People released from jail and prison in the coming months will struggle even more than usual to find jobs, and their friends and family are likely struggling as well. All of the research I discuss above suggests that there would be big societal benefits to sending checks to people in this group. The politics of this will surely be difficult — lots of groups are clamoring for federal resources right now, and people with criminal records may not seem all that sympathetic. But we all benefit when our communities are safer, and paying to put people back in prison later will cost us more in the long run.
The federal government is preparing to send checks to U.S. citizens to mitigate the negative consequences of the current economic downturn. Unfortunately, the government’s current plan could leave out most people who were recently incarcerated. To receive a check, people need to have filed federal income taxes in the last couple years. But people who have been incarcerated may not have filed taxes if their incomes were too low to owe anything (perhaps because they were locked up). Currently, the best option for those with low incomes is to quickly file taxes for previous years so that their income and contact information is on file with the IRS. This sounds straightforward but we all know that filing taxes can be anything but. Relying on this approach alone is likely to miss many people who need help.
What else could we do to ensure that returning citizens get the money they are entitled to?
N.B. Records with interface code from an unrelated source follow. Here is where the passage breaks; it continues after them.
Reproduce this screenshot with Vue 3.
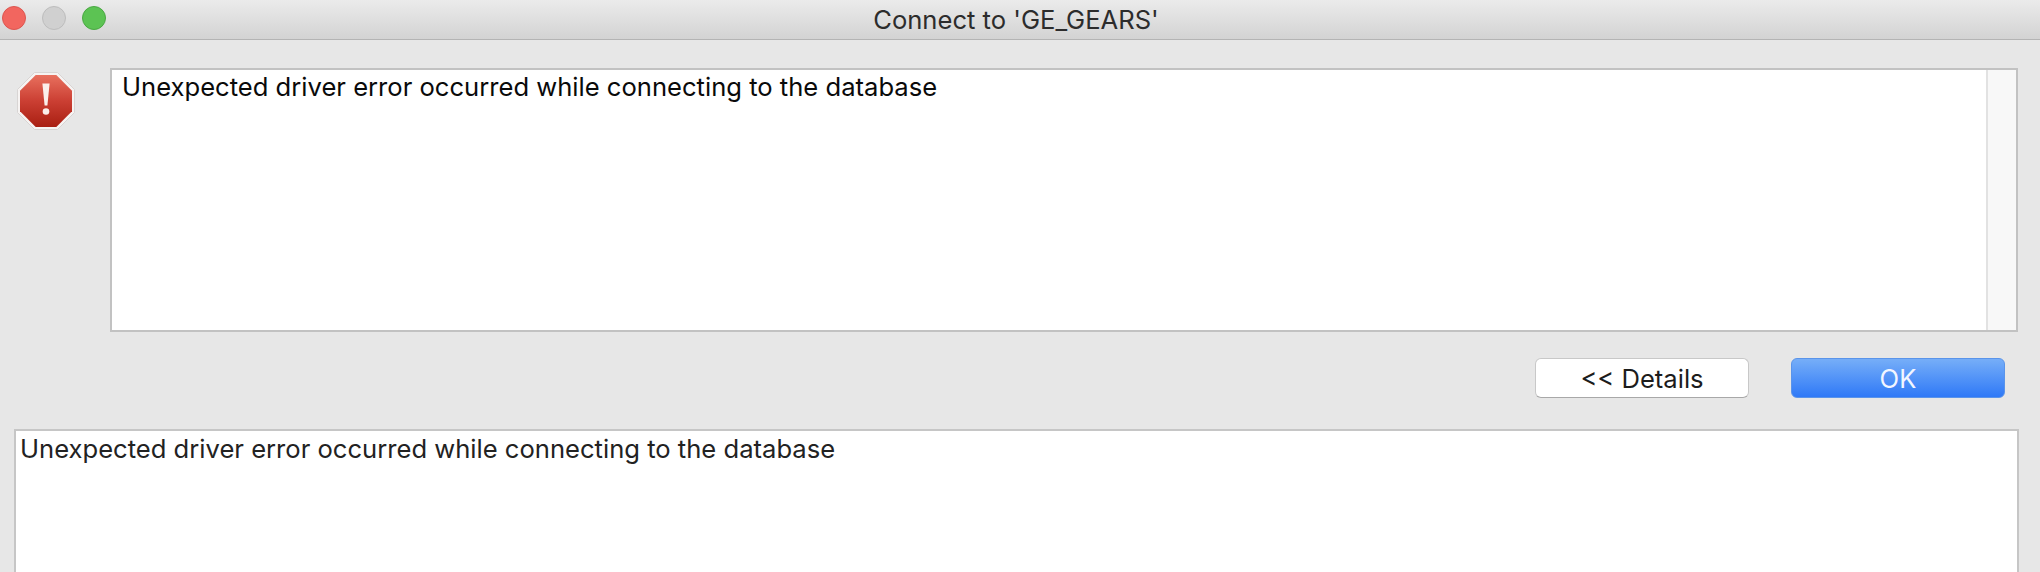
<template>
  <div class="dialog">
    <header class="titlebar">
      <div class="lights">
        <span class="light close"></span>
        <span class="light mini"></span>
        <span class="light zoom"></span>
      </div>
      <div class="title">Connect to 'GE_GEARS'</div>
    </header>

    <section class="message-row">
      <svg class="stop-icon" width="58" height="58" viewBox="0 0 58 58">
        <defs>
          <linearGradient id="stopFill" x1="0" y1="0" x2="0" y2="1">
            <stop offset="0" stop-color="#e8705e" />
            <stop offset="0.5" stop-color="#cb3f33" />
            <stop offset="1" stop-color="#a91f12" />
          </linearGradient>
        </defs>
        <polygon points="17.5,0.5 40.5,0.5 57.5,17.5 57.5,40.5 40.5,57.5 17.5,57.5 0.5,40.5 0.5,17.5" fill="#f6f3f2" stroke="#d8d5d4" stroke-width="1" />
        <polygon points="18.7,3 39.3,3 55,18.7 55,39.3 39.3,55 18.7,55 3,39.3 3,18.7" fill="url(#stopFill)" />
        <path d="M25.4 11.5 L32.6 11.5 L30.4 33.5 L27.6 33.5 Z" fill="#fbeeea" />
        <circle cx="29" cy="39.5" r="3.3" fill="#fbeeea" />
      </svg>
      <div class="message-box">
        <div class="message-text">{{ message }}</div>
        <div class="scroll-track"></div>
      </div>
    </section>

    <section class="buttons">
      <button class="btn details">&lt;&lt; Details</button>
      <button class="btn ok">OK</button>
    </section>

    <section class="details-box">{{ message }}</section>
  </div>
</template>

<script setup>
const message = 'Unexpected driver error occurred while connecting to the database'
</script>

<style>
html, body {
  margin: 0;
  background: #e7e7e7;
  overflow: hidden;
}
</style>

<style scoped>
.dialog {
  width: 2040px;
  height: 572px;
  overflow: hidden;
  background: #e7e7e7;
  font-family: Inter, "Liberation Sans", Arial, sans-serif;
  color: #1c1c1c;
}

.titlebar {
  position: relative;
  height: 39px;
  padding-right: 8px;
  display: flex;
  align-items: center;
  justify-content: center;
  background: linear-gradient(#ebebeb, #d3d3d3);
  border-bottom: 1px solid #b4b4b4;
}

.lights {
  position: absolute;
  left: 2px;
  top: 6px;
  display: flex;
  gap: 16px;
}

.light {
  width: 24px;
  height: 24px;
  border-radius: 50%;
  box-sizing: border-box;
}
.light.close {
  background: #f2665f;
  border: 1px solid #dc5650;
}
.light.mini {
  background: #d0d0d0;
  border: 1px solid #bdbdbd;
}
.light.zoom {
  background: #5cc353;
  border: 1px solid #4aa843;
}

.title {
  font-size: 25.6px;
  color: #2c2c2c;
}

.message-row {
  display: flex;
  align-items: flex-start;
  padding: 28px 22px 0 17px;
}

.stop-icon {
  flex: none;
  margin: 4px 35px 0 0;
}

.message-box {
  flex: 1;
  height: 264px;
  box-sizing: border-box;
  display: flex;
  background: #fff;
  border: 2px solid #c2c2c2;
}

.message-text {
  flex: 1;
  padding: 2px 10px;
  font-size: 25.6px;
  line-height: 30px;
  color: #0a0a0a;
}

.scroll-track {
  width: 28px;
  background: #f8f8f8;
  border-left: 2px solid #e2e2e2;
}

.buttons {
  display: flex;
  justify-content: flex-end;
  gap: 42px;
  padding: 26px 35px 0 0;
}

.btn {
  width: 214px;
  height: 40px;
  padding: 0;
  box-sizing: border-box;
  border-radius: 6px;
  font-family: inherit;
  font-size: 25.6px;
}

.btn.details {
  background: #fff;
  color: #1c1c1c;
  border: 1px solid #c8c8c8;
  border-bottom-color: #a8a8a8;
}

.btn.ok {
  background: linear-gradient(#76aef8, #2f79f7);
  color: #f2f6ff;
  border: 1px solid #5a94ea;
}

.details-box {
  margin: 31px 21px 0 14px;
  height: 200px;
  box-sizing: border-box;
  padding: 3px 4px;
  background: #fff;
  border: 2px solid #c6c6c6;
  font-size: 25.6px;
  line-height: 30px;
  color: #222;
}
</style>
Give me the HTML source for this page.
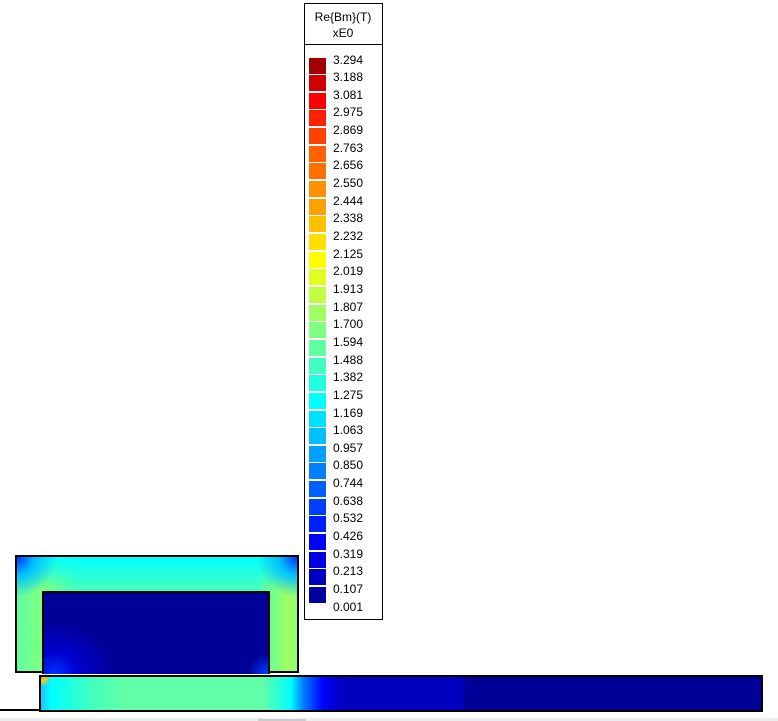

One option is to follow Uruguay’s example and increase the gate money that people receive — simply hand these checks out to people as they’re being released. Alternatively, for those currently on probation or parole, local criminal justice agencies may have contact information on file. The IRS could collect this information to identify people that their tax records missed. And all states should reconsider policies that ban people with criminal records from receiving public assistance.
The question of how to get resources to those coming out of jail and prison highlights a broader need to improve our ability find people in many low-income, at-risk groups. Such citizens are especially vulnerable at times like this, and it will benefit all of us to figure out how to help them.